─── Data excerpt

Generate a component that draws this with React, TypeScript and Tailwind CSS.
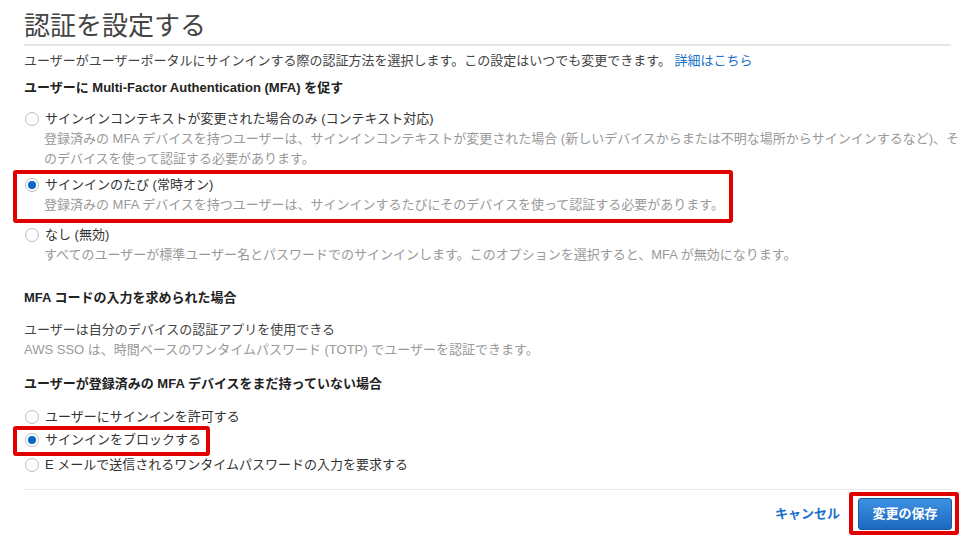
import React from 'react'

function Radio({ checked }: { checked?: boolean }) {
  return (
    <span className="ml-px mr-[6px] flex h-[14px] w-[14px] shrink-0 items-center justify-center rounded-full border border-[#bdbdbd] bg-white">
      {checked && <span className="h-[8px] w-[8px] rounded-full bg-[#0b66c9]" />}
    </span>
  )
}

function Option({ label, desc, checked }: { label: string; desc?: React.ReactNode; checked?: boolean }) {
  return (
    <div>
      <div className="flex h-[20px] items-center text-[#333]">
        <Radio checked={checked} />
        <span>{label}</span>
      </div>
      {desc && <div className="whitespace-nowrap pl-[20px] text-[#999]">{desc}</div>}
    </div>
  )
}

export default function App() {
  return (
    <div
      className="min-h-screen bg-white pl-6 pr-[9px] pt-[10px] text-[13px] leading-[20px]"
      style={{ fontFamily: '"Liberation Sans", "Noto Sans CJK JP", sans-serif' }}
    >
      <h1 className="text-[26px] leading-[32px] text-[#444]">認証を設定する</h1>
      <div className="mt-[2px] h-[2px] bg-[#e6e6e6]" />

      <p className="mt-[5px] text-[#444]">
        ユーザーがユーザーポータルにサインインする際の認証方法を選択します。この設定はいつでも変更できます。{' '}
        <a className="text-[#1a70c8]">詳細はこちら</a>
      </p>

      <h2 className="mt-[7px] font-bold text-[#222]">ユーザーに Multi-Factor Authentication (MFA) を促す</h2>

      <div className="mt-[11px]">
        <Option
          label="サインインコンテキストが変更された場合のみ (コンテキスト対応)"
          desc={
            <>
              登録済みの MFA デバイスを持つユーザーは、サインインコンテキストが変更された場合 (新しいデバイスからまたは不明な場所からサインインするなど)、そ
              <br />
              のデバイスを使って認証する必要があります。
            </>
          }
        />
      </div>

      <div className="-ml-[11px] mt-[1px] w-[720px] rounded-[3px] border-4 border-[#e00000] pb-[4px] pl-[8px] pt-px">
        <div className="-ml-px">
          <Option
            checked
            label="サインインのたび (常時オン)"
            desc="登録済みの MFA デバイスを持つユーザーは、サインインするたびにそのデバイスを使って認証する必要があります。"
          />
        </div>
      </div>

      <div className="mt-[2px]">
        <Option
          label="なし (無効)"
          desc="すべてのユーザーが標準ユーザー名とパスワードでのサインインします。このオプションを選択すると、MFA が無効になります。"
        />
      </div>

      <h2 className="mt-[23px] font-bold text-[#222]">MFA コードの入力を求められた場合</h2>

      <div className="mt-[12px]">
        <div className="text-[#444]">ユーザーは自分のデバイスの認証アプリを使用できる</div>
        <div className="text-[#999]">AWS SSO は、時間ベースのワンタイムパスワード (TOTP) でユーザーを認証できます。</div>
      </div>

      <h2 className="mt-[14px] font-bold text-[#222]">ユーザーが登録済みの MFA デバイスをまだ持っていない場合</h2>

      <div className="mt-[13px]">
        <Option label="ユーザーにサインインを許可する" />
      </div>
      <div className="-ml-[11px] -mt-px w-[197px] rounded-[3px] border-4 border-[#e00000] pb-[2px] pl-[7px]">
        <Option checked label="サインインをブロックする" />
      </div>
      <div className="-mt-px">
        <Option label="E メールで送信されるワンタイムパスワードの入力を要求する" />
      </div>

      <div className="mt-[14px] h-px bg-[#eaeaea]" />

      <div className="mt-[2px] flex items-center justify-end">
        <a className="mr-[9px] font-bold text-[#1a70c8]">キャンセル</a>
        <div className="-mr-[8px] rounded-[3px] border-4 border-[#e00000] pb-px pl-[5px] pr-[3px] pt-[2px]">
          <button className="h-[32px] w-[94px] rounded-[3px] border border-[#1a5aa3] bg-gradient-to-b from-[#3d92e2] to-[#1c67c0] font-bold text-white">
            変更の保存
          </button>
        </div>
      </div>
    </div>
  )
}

──────

Goal of the exercise – Give back the whole listing as it stands, minus its pictures.

Output –
Generate a component that draws this with React, TypeScript and Tailwind CSS.
import React from 'react'

function Radio({ checked }: { checked?: boolean }) {
  return (
    <span className="ml-px mr-[6px] flex h-[14px] w-[14px] shrink-0 items-center justify-center rounded-full border border-[#bdbdbd] bg-white">
      {checked && <span className="h-[8px] w-[8px] rounded-full bg-[#0b66c9]" />}
    </span>
  )
}

function Option({ label, desc, checked }: { label: string; desc?: React.ReactNode; checked?: boolean }) {
  return (
    <div>
      <div className="flex h-[20px] items-center text-[#333]">
        <Radio checked={checked} />
        <span>{label}</span>
      </div>
      {desc && <div className="whitespace-nowrap pl-[20px] text-[#999]">{desc}</div>}
    </div>
  )
}

export default function App() {
  return (
    <div
      className="min-h-screen bg-white pl-6 pr-[9px] pt-[10px] text-[13px] leading-[20px]"
      style={{ fontFamily: '"Liberation Sans", "Noto Sans CJK JP", sans-serif' }}
    >
      <h1 className="text-[26px] leading-[32px] text-[#444]">認証を設定する</h1>
      <div className="mt-[2px] h-[2px] bg-[#e6e6e6]" />

      <p className="mt-[5px] text-[#444]">
        ユーザーがユーザーポータルにサインインする際の認証方法を選択します。この設定はいつでも変更できます。{' '}
        <a className="text-[#1a70c8]">詳細はこちら</a>
      </p>

      <h2 className="mt-[7px] font-bold text-[#222]">ユーザーに Multi-Factor Authentication (MFA) を促す</h2>

      <div className="mt-[11px]">
        <Option
          label="サインインコンテキストが変更された場合のみ (コンテキスト対応)"
          desc={
            <>
              登録済みの MFA デバイスを持つユーザーは、サインインコンテキストが変更された場合 (新しいデバイスからまたは不明な場所からサインインするなど)、そ
              <br />
              のデバイスを使って認証する必要があります。
            </>
          }
        />
      </div>

      <div className="-ml-[11px] mt-[1px] w-[720px] rounded-[3px] border-4 border-[#e00000] pb-[4px] pl-[8px] pt-px">
        <div className="-ml-px">
          <Option
            checked
            label="サインインのたび (常時オン)"
            desc="登録済みの MFA デバイスを持つユーザーは、サインインするたびにそのデバイスを使って認証する必要があります。"
          />
        </div>
      </div>

      <div className="mt-[2px]">
        <Option
          label="なし (無効)"
          desc="すべてのユーザーが標準ユーザー名とパスワードでのサインインします。このオプションを選択すると、MFA が無効になります。"
        />
      </div>

      <h2 className="mt-[23px] font-bold text-[#222]">MFA コードの入力を求められた場合</h2>

      <div className="mt-[12px]">
        <div className="text-[#444]">ユーザーは自分のデバイスの認証アプリを使用できる</div>
        <div className="text-[#999]">AWS SSO は、時間ベースのワンタイムパスワード (TOTP) でユーザーを認証できます。</div>
      </div>

      <h2 className="mt-[14px] font-bold text-[#222]">ユーザーが登録済みの MFA デバイスをまだ持っていない場合</h2>

      <div className="mt-[13px]">
        <Option label="ユーザーにサインインを許可する" />
      </div>
      <div className="-ml-[11px] -mt-px w-[197px] rounded-[3px] border-4 border-[#e00000] pb-[2px] pl-[7px]">
        <Option checked label="サインインをブロックする" />
      </div>
      <div className="-mt-px">
        <Option label="E メールで送信されるワンタイムパスワードの入力を要求する" />
      </div>

      <div className="mt-[14px] h-px bg-[#eaeaea]" />

      <div className="mt-[2px] flex items-center justify-end">
        <a className="mr-[9px] font-bold text-[#1a70c8]">キャンセル</a>
        <div className="-mr-[8px] rounded-[3px] border-4 border-[#e00000] pb-px pl-[5px] pr-[3px] pt-[2px]">
          <button className="h-[32px] w-[94px] rounded-[3px] border border-[#1a5aa3] bg-gradient-to-b from-[#3d92e2] to-[#1c67c0] font-bold text-white">
            変更の保存
          </button>
        </div>
      </div>
    </div>
  )
}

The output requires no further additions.